In the material below, identify each line bearing the word "code". Reproduce those lines.

Entries provided.
** start **

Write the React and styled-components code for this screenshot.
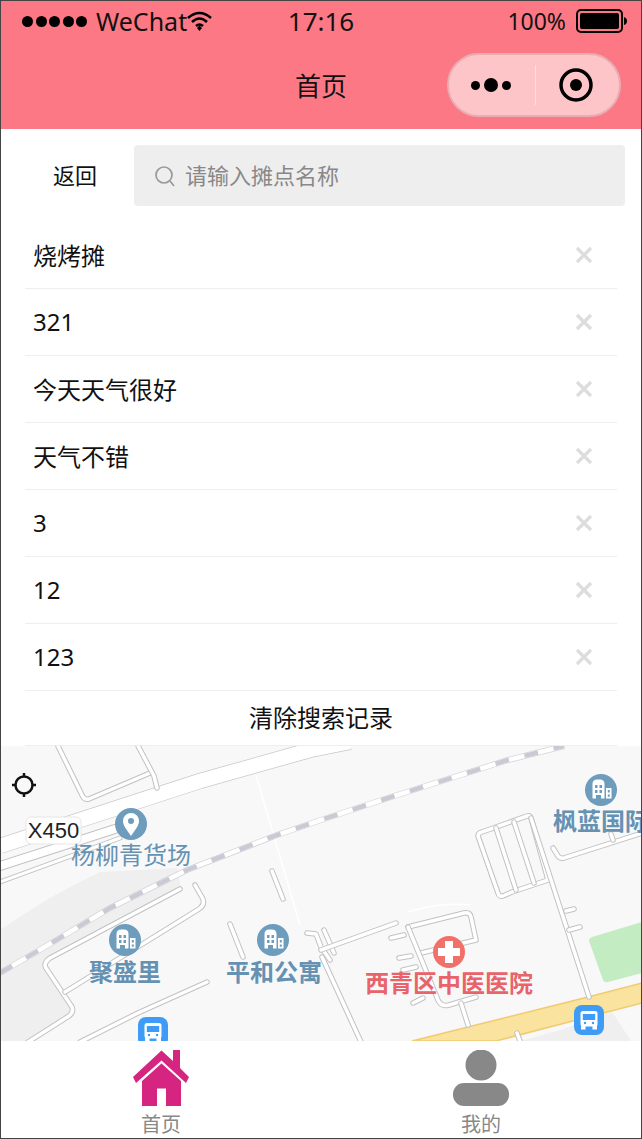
import React from "react";
import styled, { createGlobalStyle } from "styled-components";

const Global = createGlobalStyle`
  html, body { margin: 0; padding: 0; background: #fff; }
  body { font-family: "Noto Sans", "Noto Sans CJK SC", sans-serif; }
`;

const history = ["烧烤摊", "321", "今天天气很好", "天气不错", "3", "12", "123"];

const RAIL = "M0 973L43 948L110 908L187 870L277 835L321 820L388 798L508 760L564 746";

const Road = ({ d, w = 5.5 }) => (
  <>
    <path d={d} fill="none" stroke="#c2c2c4" strokeWidth={w} strokeLinecap="round" strokeLinejoin="round" />
    <path d={d} fill="none" stroke="#fff" strokeWidth={w - 2} strokeLinecap="round" strokeLinejoin="round" />
  </>
);

const Poi = ({ x, y, color = "#6e9cbd", children }) => (
  <g transform={`translate(${x} ${y})`}>
    <circle r="16" fill={color} />
    {children}
  </g>
);

const Building = () => (
  <path
    fill="#fff"
    fillRule="evenodd"
    d="M-8.5 8.5V-6Q-8.5 -10.5 -4 -10.5H-1Q3.5 -10.5 3.5 -6V8.5H0V5H-5V8.5ZM-6 -5V-2H-3.5V-5ZM-1.5 -5V-2H1V-5ZM-6 0V3H-3.5V0ZM-1.5 0V3H1V0ZM5 -2H10.5V8.5H5ZM6.8 0V2.5H8.8V0ZM6.8 4.5V6.8H8.8V4.5Z"
  />
);

const Bus = ({ x, y }) => (
  <g transform={`translate(${x} ${y})`}>
    <rect width="30" height="30" rx="8" fill="#3f9cf6" />
    <rect x="6.5" y="6" width="17" height="15.5" rx="2.5" fill="#fff" />
    <rect x="8.8" y="9" width="12.4" height="6" fill="#3f9cf6" />
    <path d="M7 21H11.5V24.5H7ZM18.5 21H23V24.5H18.5Z" fill="#fff" />
    <circle cx="11" cy="18" r="1.2" fill="#3f9cf6" />
    <circle cx="19" cy="18" r="1.2" fill="#3f9cf6" />
  </g>
);

const MapDrawing = () => (
  <MapSvg viewBox="1 746 640 295">
    <rect x="0" y="745" width="642" height="296" fill="#f8f8f9" />
    <path
      d="M0 930Q50 895 100 872L177 868L181 887L48 958L44 967L73 1008L70 1015L28 1041H0Z"
      fill="#efefef"
    />
    <path d="M521 1041L560 1030L612 1012L631 1041Z" fill="#efefef" />
    <path d="M589 941Q589 938 592 937L642 922V973L608 982Q604 983 603 980Z" fill="#c3ecc2" />
    <path d="M412 1041L588 997L642 983V1003L496 1041Z" fill="#fae29f" stroke="#f0cb70" strokeWidth="1.5" />

    <path d="M0 846L200 781L310 750L350 742" fill="none" stroke="#c8c8ca" strokeWidth="16" />
    <path d="M0 846L200 781L310 750L350 742" fill="none" stroke="#fff" strokeWidth="14.5" />
    <path d="M256 775L300 925" fill="none" stroke="#fff" strokeWidth="1.5" />
    <path d="M408 912Q440 902 470 905" fill="none" stroke="#fff" strokeWidth="1.5" />

    <Road d="M57 744L83 797Q85 800 89 799L150 773" />
    <Road d="M137 744L154 776L157 788" />
    <Road d="M0 866L115 829" w={10} />
    <Road d="M0 882L120 838" w={5} />
    <Road d="M180 889L50 958Q43 963 46 968L72 1007Q74 1012 69 1016L28 1042" />
    <Road d="M195 885L203 899Q205 905 199 909L65 992" />
    <Road d="M207 982L138 1013L80 1042" />
    <Road d="M272 871L283 899" />
    <Road d="M230 924L243 957" />
    <Road d="M307 933L316 934L321 947L330 960" />
    <Road d="M324 930L334 953" />
    <Road d="M321 950L396 923" />
    <Road d="M322 957L361 1042" />
    <Road d="M391 938L404 935" />
    <Road d="M399 958L411 956" />
    <Road d="M403 970L416 967" />
    <Road d="M413 1003L423 998" />
    <Road d="M408 927L464 913Q470 912 471 917L476 940L421 953" />
    <Road d="M408 927L438 1000Q441 1007 449 1005L476 997" />
    <Road d="M461 1003L468 1025" />
    <Road d="M478 836Q478 833 482 832L527 816Q530 815 531 818L548 880L512 892L503 896Q499 897 498 893Z" />
    <Road d="M496 828L516 890" />
    <Road d="M514 822L534 883" />
    <Road d="M531 818L589 997" />
    <Road d="M566 911L574 909" />
    <Road d="M569 930L580 927" />
    <Road d="M553 848L558 856Q560 859 564 858L642 833" />
    <Road d="M611 834L613 840" />
    <Road d="M520 1041L517 1033" />

    <path d={RAIL} fill="none" stroke="#d4d4d8" strokeWidth="6" />
    <path d={RAIL} fill="none" stroke="#fff" strokeWidth="4.5" />
    <path d={RAIL} fill="none" stroke="#c9cad3" strokeWidth="4.5" strokeDasharray="14 16" />

    <g fill="none" stroke="#111" strokeWidth="2.5">
      <circle cx="24" cy="785" r="8.5" />
      <path d="M24 773V777M24 793V797M12 785H16M32 785H36" />
    </g>

    <rect x="26" y="817" width="55" height="27" rx="5" fill="#fff" stroke="#e6e6e6" />
    <BadgeText x="53.5" y="838">X450</BadgeText>

    <Poi x={131} y={824}>
      <path
        fill="#fff"
        fillRule="evenodd"
        d="M0 12C-5 5 -8 1 -8 -3A8 8 0 0 1 8 -3C8 1 5 5 0 12ZM0 -6A3 3 0 1 0 0 0A3 3 0 1 0 0 -6Z"
      />
    </Poi>
    <MapLabel x="131" y="864">杨柳青货场</MapLabel>

    <Poi x={125} y={940}><Building /></Poi>
    <MapLabel x="125" y="981" $bold>聚盛里</MapLabel>

    <Poi x={273} y={940}><Building /></Poi>
    <MapLabel x="274" y="981" $bold>平和公寓</MapLabel>

    <Poi x={601} y={790}><Building /></Poi>
    <MapLabel x="601" y="830" $bold>枫蓝国际</MapLabel>

    <Poi x={449} y={952} color="#f2706a">
      <path fill="#fff" d="M-4 -11H4V-4H11V4H4V11H-4V4H-11V-4H-4Z" />
    </Poi>
    <MapLabel x="449" y="992" $bold $red>西青区中医医院</MapLabel>

    <Bus x={138} y={1017} />
    <Bus x={574} y={1005} />
  </MapSvg>
);

const HomeIcon = () => (
  <TabSvg viewBox="0 0 56 56">
    <path fill="#d62580" d="M0 27L28.5 0.5L40 11V0H47V18L56 27L53 33L28.5 10.5L3 33Z" />
    <path fill="#d62580" d="M9 31L28.5 13.5L48 31V56H33V38.5H24V56H9Z" />
  </TabSvg>
);

const PersonIcon = () => (
  <TabSvg viewBox="0 0 56 56">
    <circle cx="28" cy="15" r="15.5" fill="#888" />
    <rect x="0" y="33" width="56" height="23" rx="11" fill="#888" />
  </TabSvg>
);

export default function App() {
  return (
    <Frame>
      <Global />
      <Header>
        <StatusBar>
          <Carrier>
            <Signal>
              {[0, 1, 2, 3, 4].map((i) => (
                <SignalDot key={i} />
              ))}
            </Signal>
            <span>WeChat</span>
            <svg width="25" height="20" viewBox="0 0 25 20">
              <path d="M1 7Q12.5 -3 24 7M5 11Q12.5 4 20 11M9 15Q12.5 12 16 15" fill="none" stroke="#000" strokeWidth="2.6" />
              <path d="M10 17L12.5 14.5L15 17L12.5 20Z" fill="#000" />
            </svg>
          </Carrier>
          <Clock>17:16</Clock>
          <Power>
            <span>100%</span>
            <svg width="51" height="24" viewBox="0 0 51 24">
              <rect x="1" y="1" width="45" height="22" rx="4" fill="none" stroke="#000" strokeWidth="2" />
              <rect x="4" y="4" width="39" height="16" rx="2" fill="#000" />
              <path d="M48 8Q51 9 51 12Q51 15 48 16Z" fill="#000" />
            </svg>
          </Power>
        </StatusBar>
        <NavBar>
          <span />
          <NavTitle>首页</NavTitle>
          <Capsule>
            <Dots>
              <Dot $size={9} />
              <Dot $size={14} />
              <Dot $size={9} />
            </Dots>
            <CapsuleLine />
            <svg width="34" height="34" viewBox="0 0 34 34">
              <circle cx="17" cy="17" r="15" fill="none" stroke="#000" strokeWidth="3.5" />
              <circle cx="17" cy="17" r="6" fill="#000" />
            </svg>
          </Capsule>
        </NavBar>
      </Header>

      <SearchRow>
        <BackLink>返回</BackLink>
        <SearchBox>
          <svg width="24" height="24" viewBox="0 0 24 24">
            <circle cx="11" cy="11" r="8" fill="none" stroke="#999" strokeWidth="1.7" />
            <path d="M17 17L21 22" stroke="#999" strokeWidth="1.7" />
          </svg>
          <SearchHint>请输入摊点名称</SearchHint>
        </SearchBox>
      </SearchRow>

      <HistoryList>
        {history.map((item) => (
          <HistoryRow key={item}>
            <span>{item}</span>
            <svg width="18" height="18" viewBox="0 0 18 18">
              <path d="M2 2L16 16M16 2L2 16" stroke="#ddd" strokeWidth="3.2" />
            </svg>
          </HistoryRow>
        ))}
      </HistoryList>
      <ClearRow>清除搜索记录</ClearRow>

      <MapArea>
        <MapDrawing />
      </MapArea>

      <TabBar>
        <Tab>
          <HomeIcon />
          <TabLabel>首页</TabLabel>
        </Tab>
        <Tab>
          <PersonIcon />
          <TabLabel>我的</TabLabel>
        </Tab>
      </TabBar>
    </Frame>
  );
}

const Frame = styled.div`
  width: 642px;
  height: 1139px;
  box-sizing: border-box;
  border: 1px solid #444;
  display: flex;
  flex-direction: column;
  overflow: hidden;
  background: #fff;
  color: #111;
`;

const Header = styled.header`
  height: 128px;
  flex: none;
  background: #fd7885;
  display: flex;
  flex-direction: column;
`;

const StatusBar = styled.div`
  height: 44px;
  box-sizing: border-box;
  padding: 0 14px 4px 21px;
  display: grid;
  grid-template-columns: 1fr auto 1fr;
  align-items: center;
  font-size: 25px;
`;

const Carrier = styled.div`
  display: flex;
  align-items: center;
  gap: 9px;
  svg { margin-left: -9px; }
`;

const Signal = styled.div`
  display: flex;
  gap: 2.5px;
`;

const SignalDot = styled.i`
  width: 11px;
  height: 11px;
  border-radius: 50%;
  background: #000;
`;

const Clock = styled.div`
  font-size: 26px;
  margin-left: -7px;
`;

const Power = styled.div`
  display: flex;
  align-items: center;
  justify-content: flex-end;
  gap: 10px;
  font-size: 23px;
`;

const NavBar = styled.div`
  flex: 1;
  padding: 8px 20px 12px;
  display: grid;
  grid-template-columns: 1fr auto 1fr;
  align-items: center;
`;

const NavTitle = styled.div`
  font-size: 26px;
`;

const Capsule = styled.div`
  justify-self: end;
  width: 174px;
  height: 64px;
  box-sizing: border-box;
  border: 2px solid #e8aeb4;
  border-radius: 32px;
  background: #fec5c9;
  display: flex;
  align-items: center;
  padding: 0 26px 0 22px;
  justify-content: space-between;
`;

const Dots = styled.div`
  display: flex;
  align-items: center;
  gap: 4px;
`;

const Dot = styled.i`
  width: ${(p) => p.$size}px;
  height: ${(p) => p.$size}px;
  border-radius: 50%;
  background: #000;
`;

const CapsuleLine = styled.i`
  width: 1px;
  height: 40px;
  background: #fedcde;
`;

const SearchRow = styled.div`
  height: 93px;
  flex: none;
  box-sizing: border-box;
  padding: 16px 16px 16px 0;
  display: flex;
  align-items: flex-start;
`;

const BackLink = styled.div`
  width: 133px;
  height: 61px;
  line-height: 61px;
  padding-left: 15px;
  box-sizing: border-box;
  text-align: center;
  font-size: 22px;
`;

const SearchBox = styled.div`
  flex: 1;
  height: 61px;
  border-radius: 4px;
  background: #eee;
  display: flex;
  align-items: center;
  padding-left: 19px;
  gap: 8px;
`;

const SearchHint = styled.span`
  font-size: 22px;
  color: #888;
  margin-top: -3px;
`;

const HistoryList = styled.div`
  flex: none;
  margin: 0 24px;
`;

const HistoryRow = styled.div`
  height: 67px;
  box-sizing: border-box;
  border-bottom: 1px solid #eee;
  padding: 0 24px 0 8px;
  display: flex;
  align-items: center;
  justify-content: space-between;
  font-size: 24px;
  span { margin-top: -2px; }
`;

const ClearRow = styled.div`
  height: 55px;
  flex: none;
  box-sizing: border-box;
  margin: 0 24px;
  border-bottom: 1px solid #eee;
  text-align: center;
  line-height: 54px;
  font-size: 24px;
`;

const MapArea = styled.div`
  flex: 1;
  min-height: 0;
  overflow: hidden;
`;

const MapSvg = styled.svg`
  display: block;
  width: 640px;
  height: 295px;
`;

const BadgeText = styled.text`
  font-family: "Liberation Sans", sans-serif;
  font-size: 22px;
  fill: #222;
  text-anchor: middle;
`;

const MapLabel = styled.text`
  font-family: "Noto Sans CJK SC", sans-serif;
  font-size: 24px;
  font-weight: ${(p) => (p.$bold ? 700 : 400)};
  fill: ${(p) => (p.$red ? "#e8636a" : "#6592b2")};
  text-anchor: middle;
`;

const TabBar = styled.nav`
  height: 97px;
  flex: none;
  background: #fff;
  display: grid;
  grid-template-columns: 1fr 1fr;
`;

const Tab = styled.div`
  display: flex;
  flex-direction: column;
  align-items: center;
  padding-top: 9px;
`;

const TabSvg = styled.svg`
  width: 56px;
  height: 56px;
  display: block;
  filter: blur(0.6px);
`;

const TabLabel = styled.span`
  margin-top: 5px;
  font-size: 20px;
  line-height: 28px;
  color: #888;
`;
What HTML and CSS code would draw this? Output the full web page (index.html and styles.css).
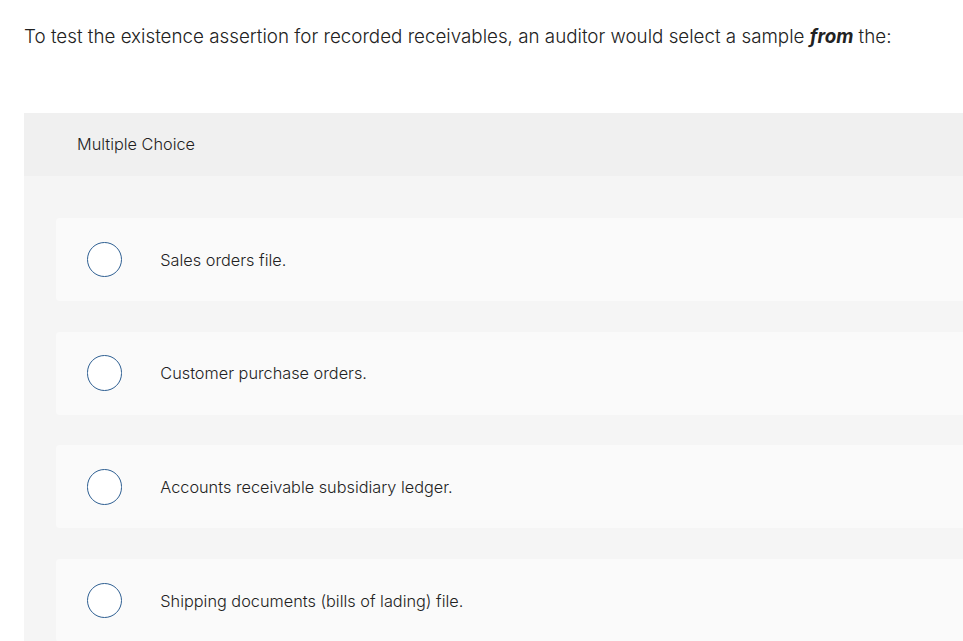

** end **

Written solution.
Write the React and styled-components code for this screenshot.
What HTML and CSS code would draw this? Output the full web page (index.html and styles.css).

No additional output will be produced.